Justin took three pair of Nike’s from his own closet, just like the ones Bradley was going to buy. He went to the garden store, bought dirt and flowers and planted them inside the shoes and took them to start a vigil outside the store. Following his lead, family and friends added to the display by offering candles and mementos. Justin wanted to spread the message that money and material things did not matter. But life does. Life matters.

Justin says, “We need to start taking the initiative and making steps towards change. If we don’t do it, nobody is going to do it. I figured it would be an incentive to get people out of their beds, couches or whatever to do something about it. People have to come out and talk.”

Justin gave the shoes off his feet. Expensive shoes, not, the old ones in the closet that you don’t wear anymore. $300 shoes. He gave them to honor life, to say that there are things more important that money and the latest styles.

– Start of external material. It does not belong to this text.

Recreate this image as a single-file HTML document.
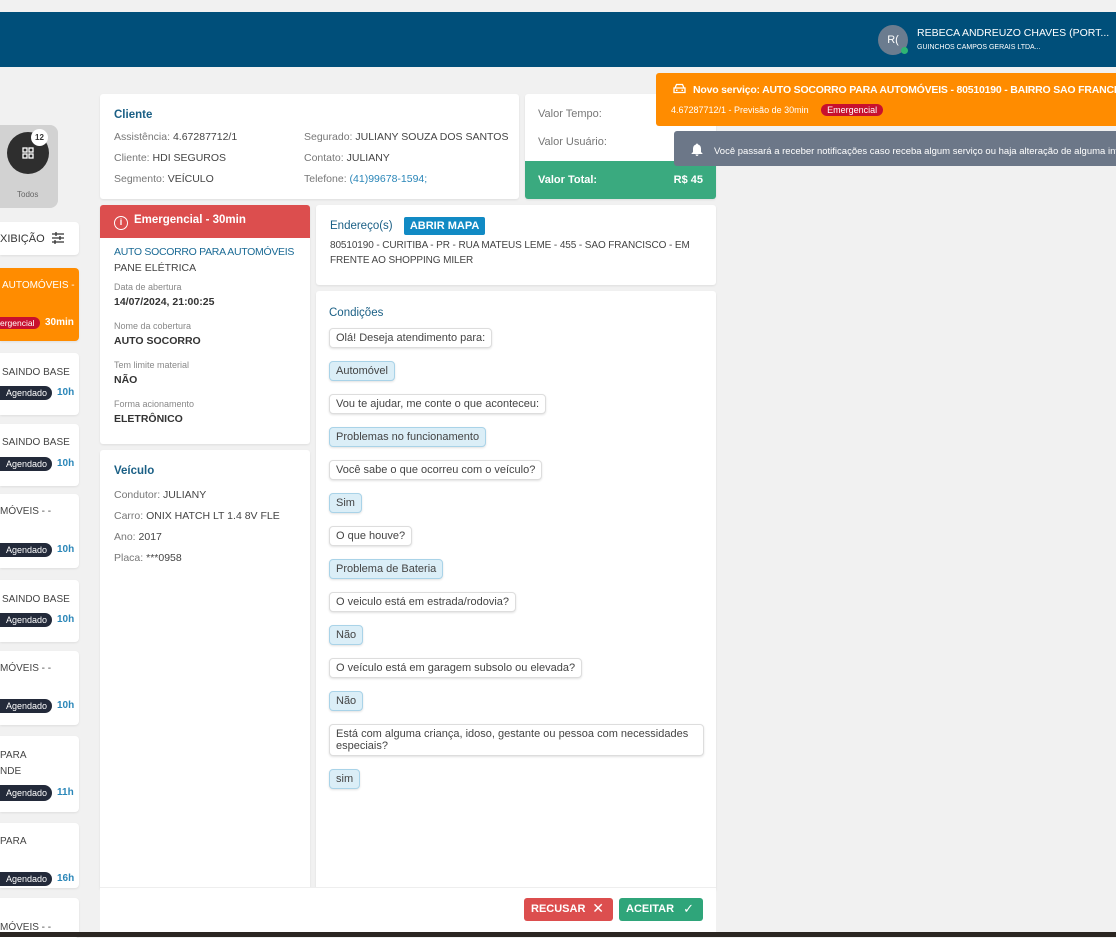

I called Justin to consult him about this post and he told me, “It is in my heart to do things.  And from these thing, I end up looking at the world differently. I will no longer buy expensive shoes, they do not matter to me anymore. Life matters, people matter. It doesn’t matter what I wear on my feet.”

What a beautiful sole! (Pun suggested by Bridget at Twinisms)

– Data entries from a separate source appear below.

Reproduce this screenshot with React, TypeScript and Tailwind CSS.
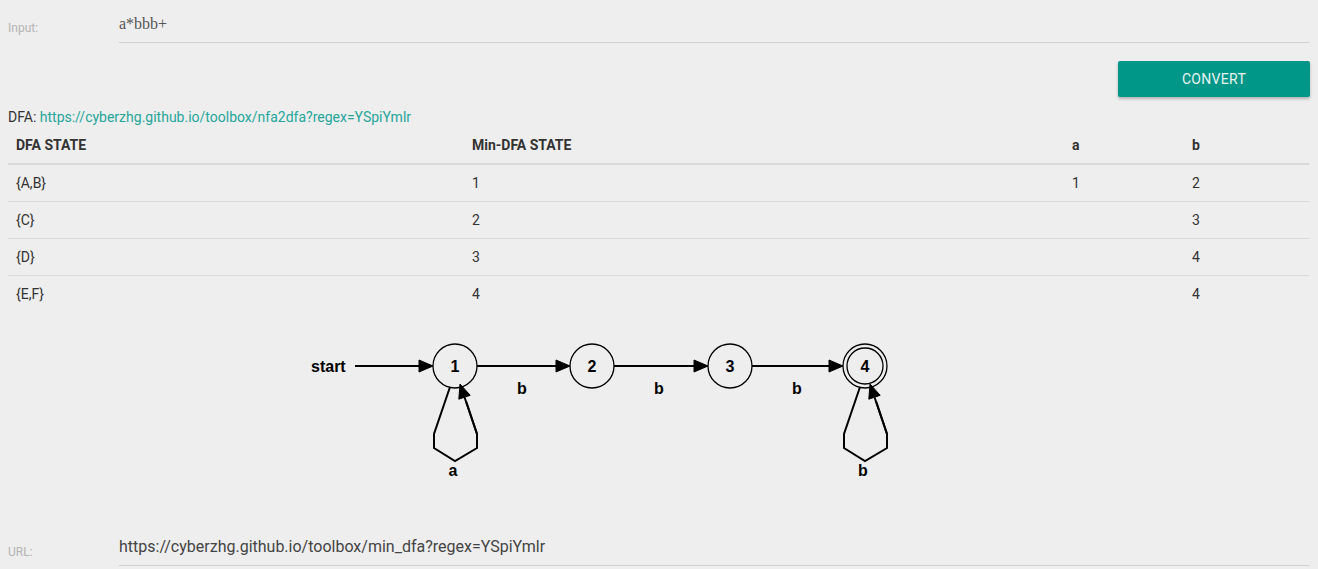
import React from "react";

const ROWS = [
  { dfa: "{A,B}", min: "1", a: "1", b: "2" },
  { dfa: "{C}", min: "2", a: "", b: "3" },
  { dfa: "{D}", min: "3", a: "", b: "4" },
  { dfa: "{E,F}", min: "4", a: "", b: "4" },
];

// graph coordinates: page x, y relative to the top of the svg
const NODES = [
  { id: "1", x: 455, final: false },
  { id: "2", x: 592, final: false },
  { id: "3", x: 730, final: false },
  { id: "4", x: 865, final: true },
];
const NY = 54;

function Arrow({ tip, from }: { tip: [number, number]; from: [number, number] }) {
  const dx = tip[0] - from[0];
  const dy = tip[1] - from[1];
  const len = Math.hypot(dx, dy);
  const ux = dx / len;
  const uy = dy / len;
  const bx = tip[0] - ux * 14;
  const by = tip[1] - uy * 14;
  const px = -uy * 6;
  const py = ux * 6;
  return (
    <>
      <line x1={from[0]} y1={from[1]} x2={bx} y2={by} stroke="black" strokeWidth={2} />
      <polygon
        points={`${tip[0]},${tip[1]} ${bx + px},${by + py} ${bx - px},${by - py}`}
        fill="black"
        stroke="black"
        strokeWidth={1}
      />
    </>
  );
}

function SelfLoop({ cx, label }: { cx: number; label: string }) {
  const o = cx - 455;
  const d = NY - 52;
  const pts = [
    [450, 73],
    [434, 120],
    [434, 134],
    [455, 147],
    [477, 134],
    [477, 120],
    [466, 87],
  ]
    .map(([x, y]) => `${x + o},${y + d}`)
    .join(" ");
  return (
    <>
      <polyline points={pts} fill="none" stroke="black" strokeWidth={2} strokeLinejoin="miter" />
      <Arrow from={[477 + o, 120 + d]} tip={[460 + o, 70 + d]} />
      <text x={cx - 2} y={162 + d} textAnchor="middle" fontSize={16} fontWeight={700} fill="black">
        {label}
      </text>
    </>
  );
}

function Graph() {
  return (
    <svg width={1318} height={210} className="block">
      <g fontFamily="'Liberation Sans', Arial, sans-serif">
        <text x={311} y={NY + 6} fontSize={16} fontWeight={700} fill="black">
          start
        </text>
        <Arrow from={[355, NY]} tip={[433, NY]} />
        <Arrow from={[477, NY]} tip={[570, NY]} />
        <Arrow from={[614, NY]} tip={[708, NY]} />
        <Arrow from={[752, NY]} tip={[843, NY]} />
        {[522, 659, 797].map((x) => (
          <text key={x} x={x} y={NY + 28} textAnchor="middle" fontSize={16} fontWeight={700} fill="black">
            b
          </text>
        ))}
        <SelfLoop cx={455} label="a" />
        <SelfLoop cx={865} label="b" />
        {NODES.map((n) => (
          <g key={n.id}>
            <circle cx={n.x} cy={NY} r={22} fill="none" stroke="black" strokeWidth={1.3} />
            {n.final && <circle cx={n.x} cy={NY} r={18} fill="none" stroke="black" strokeWidth={1.3} />}
            <text x={n.x} y={NY + 6} textAnchor="middle" fontSize={16} fontWeight={700} fill="black">
              {n.id}
            </text>
          </g>
        ))}
      </g>
    </svg>
  );
}

export default function App() {
  return (
    <div className="min-h-[569px] w-[1318px] bg-[#eeeeee] font-['Roboto',_'Liberation_Sans',_sans-serif] text-[rgba(0,0,0,0.87)]">
      {/* input row */}
      <div className="flex pl-2 pr-[9px]">
        <div className="w-[111px] pt-[19px] text-[12px] text-[#b4b4b4]">Input:</div>
        <div className="flex h-[43px] flex-1 items-center border-b border-[#cfcfcf] pt-[6px] font-['Liberation_Serif',_serif] text-[16px] text-[#555]">
          a*bbb+
        </div>
      </div>

      {/* button */}
      <div className="flex justify-end pt-[18px] pr-2">
        <button className="h-9 w-[192px] rounded-[2px] bg-[#009688] text-[14px] tracking-[0.3px] text-[#e6f4f2] shadow-[0_2px_3px_rgba(0,0,0,0.25)]">
          CONVERT
        </button>
      </div>

      {/* dfa link */}
      <div className="mt-[10px] px-2 text-[14px] leading-5 text-[#333]">
        DFA: <span className="text-[#26a69a]">https://cyberzhg.github.io/toolbox/nfa2dfa?regex=YSpiYmlr</span>
      </div>

      {/* table */}
      <div className="px-2 pr-[9px]">
        <table className="w-full border-collapse text-left text-[14px] text-[#333]">
          <thead>
            <tr className="border-b-2 border-[#d9d9d9]">
              <th className="h-[37px] w-[456px] px-2 font-bold">DFA STATE</th>
              <th className="h-[37px] w-[600px] px-2 font-bold">Min-DFA STATE</th>
              <th className="h-[37px] w-[120px] px-2 font-bold">a</th>
              <th className="h-[37px] px-2 font-bold">b</th>
            </tr>
          </thead>
          <tbody>
            {ROWS.map((r, i) => (
              <tr key={i} className={i < ROWS.length - 1 ? "border-b border-[#dadada]" : ""}>
                <td className="h-[37px] px-2 pt-[2px]">{r.dfa}</td>
                <td className="h-[37px] px-2 pt-[2px]">{r.min}</td>
                <td className="h-[37px] px-2 pt-[2px]">{r.a}</td>
                <td className="h-[37px] px-2 pt-[2px]">{r.b}</td>
              </tr>
            ))}
          </tbody>
        </table>
      </div>

      <Graph />

      {/* url row */}
      <div className="flex pl-2 pr-[9px]">
        <div className="w-[111px] pt-[21px] text-[12px] text-[#b4b4b4]">URL:</div>
        <div className="flex h-[44px] flex-1 items-center border-b border-[#cfcfcf] pt-[6px] text-[16px] text-[#444]">
          https://cyberzhg.github.io/toolbox/min_dfa?regex=YSpiYmlr
        </div>
      </div>
    </div>
  );
}
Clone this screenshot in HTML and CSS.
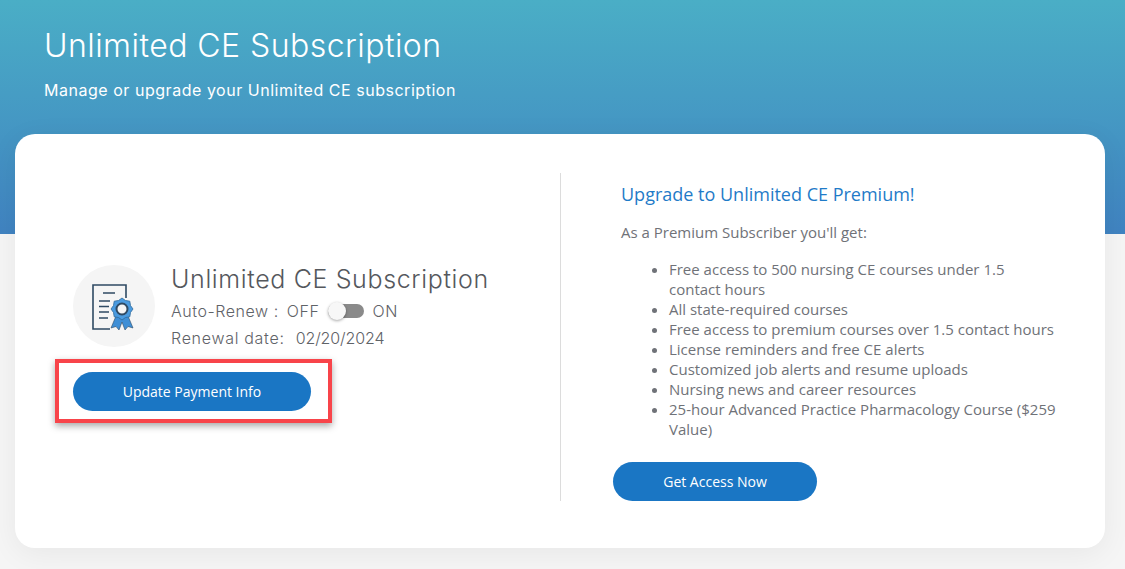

Makes you want to give the shirt off your back, doesn’t it? What is stopping you? 

34 thoughts on “The Shirt Off Your Back (Or The Shoes Off Your Feet)”

  1. I grew up in a joint family, Jodi – with my Mom, Grandma, uncles and aunts. I know exactly what you said about the shirt off one’s back (or shoes off one’s feet). I wouldn’t hesitate to do that. In fact, I don’t. It irks me when people wont part with coin change to feed someone on the street – it is so sad!

    God bless Justin. Montre did not deserve what he got. But it is the nicest people who end up with the short end of the stick, no?

    Hugs. Thanks for sharing this beautiful story.
    Vidya Sury recently posted..A Privilege Called LifeMy Profile

    1. Maybe not always. I think that is an old discourse. In fact, I think kind people are going to end up on top now. Things are changing!

  2. Harleena Singh@Freelance Writer

    Beautiful indeed Jodi!

    I guess it takes some incident like you mentioned to make people realize and move them. Just as in Justin’s case that led him to give up his costly shoes because he realized that nothing is as worthy as life.

    Thanks for sharing. 🙂

    1. He has a beautiful heart and will help us all break down the barriers around our hearts, so we can, like Louise says-sing!

  3. Justin , Im so proud of u and I love being your Mother…..Jodi great work , we must come together and work hard show, love and kindness .
    Donna Johnsoon…….Justin’s mom…..

  4. It’s a very beautiful story. Justin is a great man who has been raised in a great way by his parents. I think that the more you look back in times, the more you would find people like Justin. They are becoming rare now because however the parents are trying, the media is stronger. Parents are giving up teaching their children that it’s life that matters and not the latest game or pair of shoes. Media and advertising, comparison made with other children and the availability of everything everywhere have killed the most important values of life.
    Nikky44 recently posted..Suicide? Why?My Profile

  5. Thanks for sharing this story, we hear so many tragic and unfair stories that we need the balance of hearing about heartfelt actions. Who knows how seeing what Justin has done will impact on others… how they think and how they view the world may never be the same.

  6. Wow…not often I am just totally speechless, but this post has me gobsmacked. To see the full spectrum of what value is placed on human life in this example is humbling and frustrating and makes one want to cry out “Why, God?” But, to focus on Justin’s end of the spectrum (which, I imagine would also be Montre’s) I get a renewed sense of faith and hope. Thanks for sharing such a hard post, Jodi. (And to Justin’s mom…thank you for raising the son you did.)
    Greg at Tiny Bit Better recently posted..A Tiny Bit Even More Authentic-erMy Profile

    1. i am sure Donna was glad to hear what you think. I love things that turn taken for granted things around. It is just a matter of meaning–how we see things.

  7. That’s a tragic yet heartwarming story Jodi. We get so caught up in our own lives that we continually forget that other people matter and that we are all connected. I loved what Justin said “It is in my heart to do things” – I’ll take that away with me today x

  8. Jodi, thanks for posting this. I work down the street from where this boy was shot and it touched everyone in our whole community. I am so happy to read that there are good compassionate people still in this world. For every bad Im still hearing more good come of it. It gives us hope in a time of despair. There is also a store close by called Villa that is trying to make awareness to people to open bank accounts and use debit cards so people don’t have to carry so much cash. Its truly amazing to see people care!!!!